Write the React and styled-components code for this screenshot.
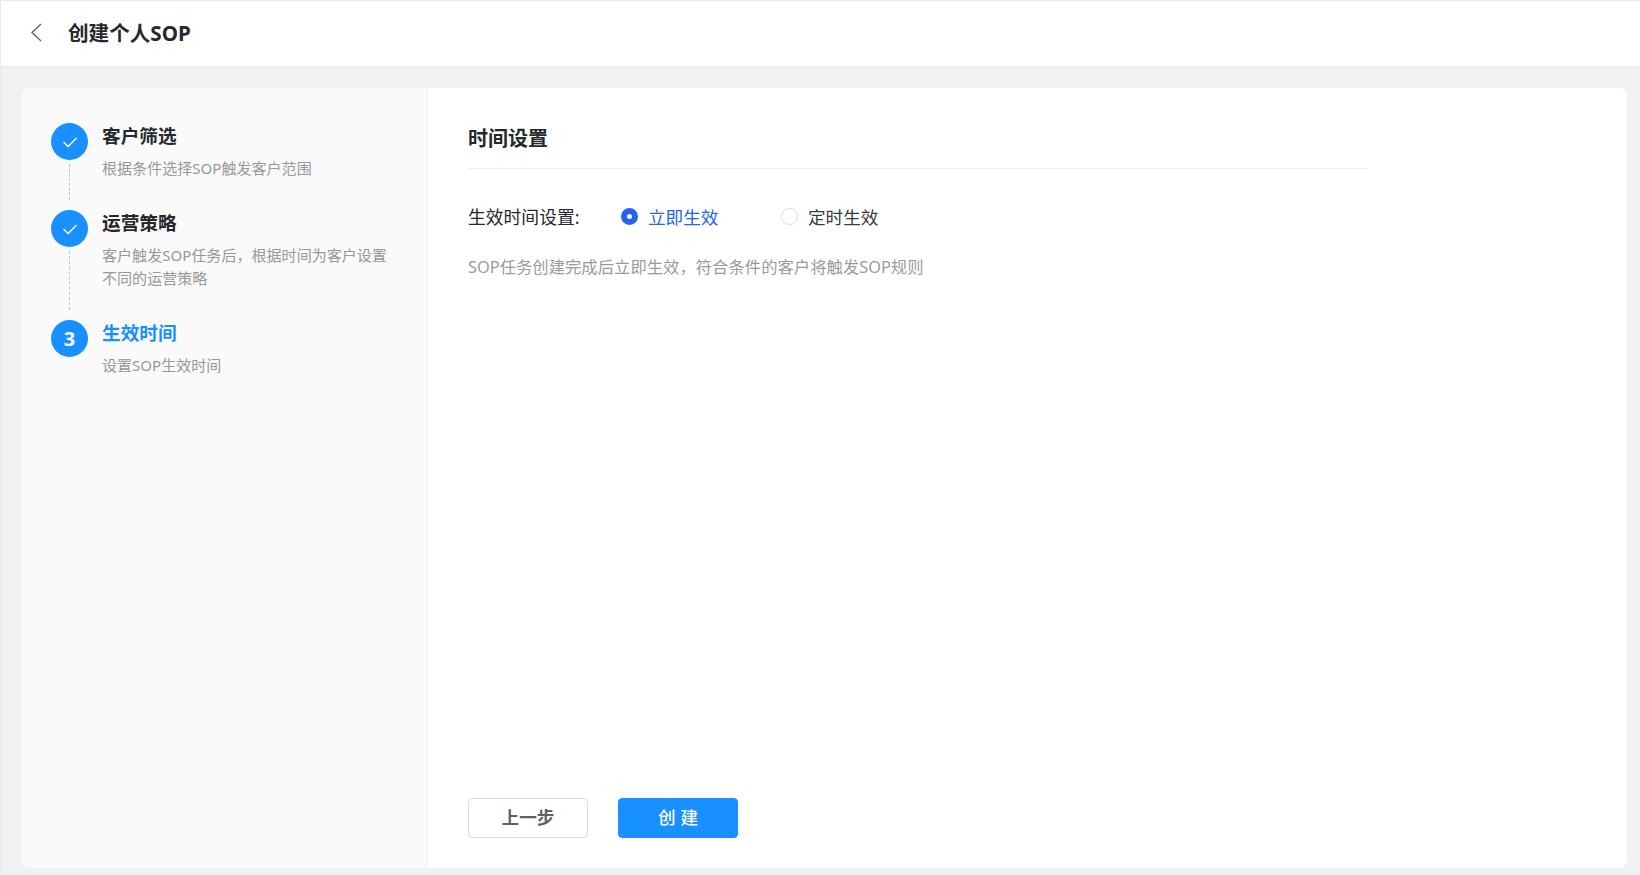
import React from "react";
import styled, { createGlobalStyle } from "styled-components";

const Global = createGlobalStyle`
  html, body { margin: 0; padding: 0; height: 100%; background: #f0f1f3; }
  body { font-family: "Noto Sans", "Noto Sans CJK SC", sans-serif; overflow: hidden; }
  #root { height: 875px; }
  * { box-sizing: border-box; }
`;

const Page = styled.div`
  height: 875px;
  display: flex;
  flex-direction: column;
  border-left: 1px solid #e9eaf0;
  border-top: 1px solid #e9eaf0;
`;

const Header = styled.header`
  flex: 0 0 66px;
  height: 66px;
  display: flex;
  align-items: center;
  padding: 0 0 2px 28px;
  background: #fff;
  border-bottom: 1px solid #e9eaf0;
`;

const BackButton = styled.span`
  display: flex;
  width: 39px;
  color: #66676b;
`;

const PageTitle = styled.h1`
  margin: 0;
  font-size: 20.6px;
  line-height: 30px;
  font-weight: 700;
  color: #26282c;
`;

const Card = styled.main`
  flex: 0 0 780px;
  margin: 21px 13px 0 21px;
  display: flex;
  background: #fff;
  border-radius: 8px;
  overflow: hidden;
`;

const Sidebar = styled.aside`
  flex: 0 0 406px;
  padding: 35px 30px 0 29px;
  background: #fafafb;
  border-right: 1px solid #eeeff3;
`;

const Step = styled.div`
  display: flex;
  gap: 14px;
  min-height: ${(p) => p.$height}px;
`;

const Rail = styled.div`
  flex: 0 0 37px;
  display: flex;
  flex-direction: column;
  align-items: center;
`;

const Circle = styled.div`
  flex: 0 0 37px;
  width: 37px;
  height: 37px;
  border-radius: 50%;
  background: #1890ff;
  color: #fff;
  display: flex;
  align-items: center;
  justify-content: center;
  font-size: 20px;
  font-weight: 700;
`;

const Connector = styled.div`
  flex: 1;
  margin: 4px 0 10px;
  border-left: 1px dashed #a3cdef;
`;

const StepBody = styled.div`
  flex: 1;
  margin-top: -1px;
`;

const StepTitle = styled.div`
  font-size: 18.7px;
  line-height: 28px;
  font-weight: 700;
  color: ${(p) => (p.$active ? "#1890ff" : "#26282c")};
`;

const StepDesc = styled.div`
  margin-top: 7px;
  font-size: 15.05px;
  line-height: 23px;
  color: #97989d;
`;

const Content = styled.section`
  flex: 1;
  display: flex;
  flex-direction: column;
  padding: 0 0 30px 40px;
`;

const SectionHead = styled.div`
  width: 900px;
  height: 81px;
  padding-top: 36px;
  border-bottom: 1px solid #eeeff4;
`;

const SectionTitle = styled.h2`
  margin: 0;
  font-size: 20px;
  line-height: 30px;
  font-weight: 700;
  color: #26282c;
`;

const FormRow = styled.div`
  display: flex;
  align-items: center;
  height: 26px;
  margin-top: 35px;
`;

const FieldLabel = styled.span`
  width: 153px;
  font-size: 17.8px;
  line-height: 26px;
  color: #26282c;
`;

const RadioOption = styled.label`
  display: flex;
  align-items: center;
  gap: 10px;
  width: 160px;
  font-size: 17.6px;
  line-height: 26px;
  color: ${(p) => (p.$checked ? "#2563eb" : "#3a3c40")};
`;

const RadioDot = styled.span`
  width: 17px;
  height: 17px;
  margin-top: -1px;
  border-radius: 50%;
  background: #fff;
  border: ${(p) => (p.$checked ? "6px solid #2563eb" : "1px solid #dcdde3")};
`;

const Hint = styled.p`
  margin: 24px 0 0;
  font-size: 16.35px;
  line-height: 26px;
  color: #9a9ba0;
`;

const Actions = styled.div`
  margin-top: auto;
  display: flex;
  gap: 30px;
`;

const Button = styled.button`
  width: 120px;
  height: 40px;
  padding: ${(p) => (p.$primary ? "0 0 4px 5px" : "0 0 4px")};
  border-radius: 4px;
  font-family: inherit;
  font-size: 17.6px;
  font-weight: ${(p) => (p.$primary ? 500 : 700)};
  border: 1px solid ${(p) => (p.$primary ? "#1890ff" : "#dcdde3")};
  background: ${(p) => (p.$primary ? "#1890ff" : "#fff")};
  color: ${(p) => (p.$primary ? "#fff" : "#616266")};
  letter-spacing: ${(p) => (p.$primary ? "5px" : "0")};
`;

const Check = () => (
  <svg width="18" height="18" viewBox="0 0 18 18" fill="none" stroke="#fff" strokeWidth="1.3">
    <path d="M2.5 9 L7.2 13.5 L15.5 5" />
  </svg>
);

const Chevron = () => (
  <svg width="14" height="20" viewBox="0 0 14 20" fill="none" stroke="currentColor" strokeWidth="1.4">
    <path d="M12 1 L3 9.5 L12 18" />
  </svg>
);

const steps = [
  { title: "客户筛选", desc: "根据条件选择SOP触发客户范围", height: 87, done: true },
  { title: "运营策略", desc: "客户触发SOP任务后，根据时间为客户设置不同的运营策略", height: 110, done: true },
  { title: "生效时间", desc: "设置SOP生效时间", height: 80, active: true },
];

export default function App() {
  return (
    <Page>
      <Global />
      <Header>
        <BackButton><Chevron /></BackButton>
        <PageTitle>创建个人SOP</PageTitle>
      </Header>
      <Card>
        <Sidebar>
          {steps.map((s, i) => (
            <Step key={s.title} $height={s.height}>
              <Rail>
                <Circle>{s.done ? <Check /> : i + 1}</Circle>
                {i < steps.length - 1 && <Connector />}
              </Rail>
              <StepBody>
                <StepTitle $active={s.active}>{s.title}</StepTitle>
                <StepDesc>{s.desc}</StepDesc>
              </StepBody>
            </Step>
          ))}
        </Sidebar>
        <Content>
          <SectionHead>
            <SectionTitle>时间设置</SectionTitle>
          </SectionHead>
          <FormRow>
            <FieldLabel>生效时间设置:</FieldLabel>
            <RadioOption $checked><RadioDot $checked />立即生效</RadioOption>
            <RadioOption><RadioDot />定时生效</RadioOption>
          </FormRow>
          <Hint>SOP任务创建完成后立即生效，符合条件的客户将触发SOP规则</Hint>
          <Actions>
            <Button>上一步</Button>
            <Button $primary>创建</Button>
          </Actions>
        </Content>
      </Card>
    </Page>
  );
}
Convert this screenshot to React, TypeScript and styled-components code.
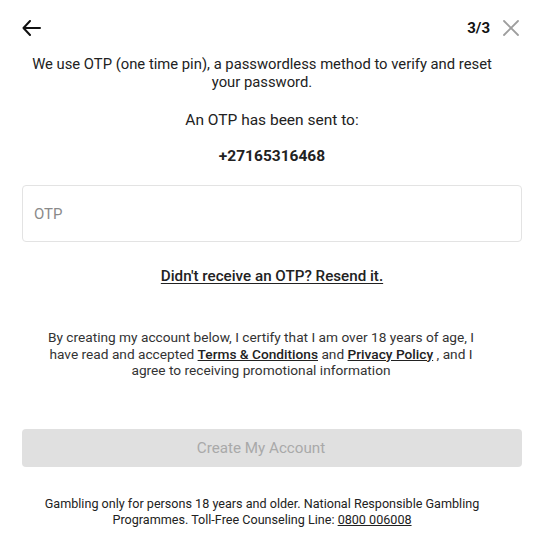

What needs to be done:
Quote the entries in full. Any image among them is to be omitted from the copy.

The result:
Write the React and styled-components code for this screenshot.
import React from "react";
import styled, { createGlobalStyle } from "styled-components";

const Global = createGlobalStyle`
  html, body { margin: 0; padding: 0; height: 100%; background: #f0f1f3; }
  body { font-family: "Noto Sans", "Noto Sans CJK SC", sans-serif; overflow: hidden; }
  #root { height: 875px; }
  * { box-sizing: border-box; }
`;

const Page = styled.div`
  height: 875px;
  display: flex;
  flex-direction: column;
  border-left: 1px solid #e9eaf0;
  border-top: 1px solid #e9eaf0;
`;

const Header = styled.header`
  flex: 0 0 66px;
  height: 66px;
  display: flex;
  align-items: center;
  padding: 0 0 2px 28px;
  background: #fff;
  border-bottom: 1px solid #e9eaf0;
`;

const BackButton = styled.span`
  display: flex;
  width: 39px;
  color: #66676b;
`;

const PageTitle = styled.h1`
  margin: 0;
  font-size: 20.6px;
  line-height: 30px;
  font-weight: 700;
  color: #26282c;
`;

const Card = styled.main`
  flex: 0 0 780px;
  margin: 21px 13px 0 21px;
  display: flex;
  background: #fff;
  border-radius: 8px;
  overflow: hidden;
`;

const Sidebar = styled.aside`
  flex: 0 0 406px;
  padding: 35px 30px 0 29px;
  background: #fafafb;
  border-right: 1px solid #eeeff3;
`;

const Step = styled.div`
  display: flex;
  gap: 14px;
  min-height: ${(p) => p.$height}px;
`;

const Rail = styled.div`
  flex: 0 0 37px;
  display: flex;
  flex-direction: column;
  align-items: center;
`;

const Circle = styled.div`
  flex: 0 0 37px;
  width: 37px;
  height: 37px;
  border-radius: 50%;
  background: #1890ff;
  color: #fff;
  display: flex;
  align-items: center;
  justify-content: center;
  font-size: 20px;
  font-weight: 700;
`;

const Connector = styled.div`
  flex: 1;
  margin: 4px 0 10px;
  border-left: 1px dashed #a3cdef;
`;

const StepBody = styled.div`
  flex: 1;
  margin-top: -1px;
`;

const StepTitle = styled.div`
  font-size: 18.7px;
  line-height: 28px;
  font-weight: 700;
  color: ${(p) => (p.$active ? "#1890ff" : "#26282c")};
`;

const StepDesc = styled.div`
  margin-top: 7px;
  font-size: 15.05px;
  line-height: 23px;
  color: #97989d;
`;

const Content = styled.section`
  flex: 1;
  display: flex;
  flex-direction: column;
  padding: 0 0 30px 40px;
`;

const SectionHead = styled.div`
  width: 900px;
  height: 81px;
  padding-top: 36px;
  border-bottom: 1px solid #eeeff4;
`;

const SectionTitle = styled.h2`
  margin: 0;
  font-size: 20px;
  line-height: 30px;
  font-weight: 700;
  color: #26282c;
`;

const FormRow = styled.div`
  display: flex;
  align-items: center;
  height: 26px;
  margin-top: 35px;
`;

const FieldLabel = styled.span`
  width: 153px;
  font-size: 17.8px;
  line-height: 26px;
  color: #26282c;
`;

const RadioOption = styled.label`
  display: flex;
  align-items: center;
  gap: 10px;
  width: 160px;
  font-size: 17.6px;
  line-height: 26px;
  color: ${(p) => (p.$checked ? "#2563eb" : "#3a3c40")};
`;

const RadioDot = styled.span`
  width: 17px;
  height: 17px;
  margin-top: -1px;
  border-radius: 50%;
  background: #fff;
  border: ${(p) => (p.$checked ? "6px solid #2563eb" : "1px solid #dcdde3")};
`;

const Hint = styled.p`
  margin: 24px 0 0;
  font-size: 16.35px;
  line-height: 26px;
  color: #9a9ba0;
`;

const Actions = styled.div`
  margin-top: auto;
  display: flex;
  gap: 30px;
`;

const Button = styled.button`
  width: 120px;
  height: 40px;
  padding: ${(p) => (p.$primary ? "0 0 4px 5px" : "0 0 4px")};
  border-radius: 4px;
  font-family: inherit;
  font-size: 17.6px;
  font-weight: ${(p) => (p.$primary ? 500 : 700)};
  border: 1px solid ${(p) => (p.$primary ? "#1890ff" : "#dcdde3")};
  background: ${(p) => (p.$primary ? "#1890ff" : "#fff")};
  color: ${(p) => (p.$primary ? "#fff" : "#616266")};
  letter-spacing: ${(p) => (p.$primary ? "5px" : "0")};
`;

const Check = () => (
  <svg width="18" height="18" viewBox="0 0 18 18" fill="none" stroke="#fff" strokeWidth="1.3">
    <path d="M2.5 9 L7.2 13.5 L15.5 5" />
  </svg>
);

const Chevron = () => (
  <svg width="14" height="20" viewBox="0 0 14 20" fill="none" stroke="currentColor" strokeWidth="1.4">
    <path d="M12 1 L3 9.5 L12 18" />
  </svg>
);

const steps = [
  { title: "客户筛选", desc: "根据条件选择SOP触发客户范围", height: 87, done: true },
  { title: "运营策略", desc: "客户触发SOP任务后，根据时间为客户设置不同的运营策略", height: 110, done: true },
  { title: "生效时间", desc: "设置SOP生效时间", height: 80, active: true },
];

export default function App() {
  return (
    <Page>
      <Global />
      <Header>
        <BackButton><Chevron /></BackButton>
        <PageTitle>创建个人SOP</PageTitle>
      </Header>
      <Card>
        <Sidebar>
          {steps.map((s, i) => (
            <Step key={s.title} $height={s.height}>
              <Rail>
                <Circle>{s.done ? <Check /> : i + 1}</Circle>
                {i < steps.length - 1 && <Connector />}
              </Rail>
              <StepBody>
                <StepTitle $active={s.active}>{s.title}</StepTitle>
                <StepDesc>{s.desc}</StepDesc>
              </StepBody>
            </Step>
          ))}
        </Sidebar>
        <Content>
          <SectionHead>
            <SectionTitle>时间设置</SectionTitle>
          </SectionHead>
          <FormRow>
            <FieldLabel>生效时间设置:</FieldLabel>
            <RadioOption $checked><RadioDot $checked />立即生效</RadioOption>
            <RadioOption><RadioDot />定时生效</RadioOption>
          </FormRow>
          <Hint>SOP任务创建完成后立即生效，符合条件的客户将触发SOP规则</Hint>
          <Actions>
            <Button>上一步</Button>
            <Button $primary>创建</Button>
          </Actions>
        </Content>
      </Card>
    </Page>
  );
}
Convert this screenshot to React, TypeScript and styled-components code.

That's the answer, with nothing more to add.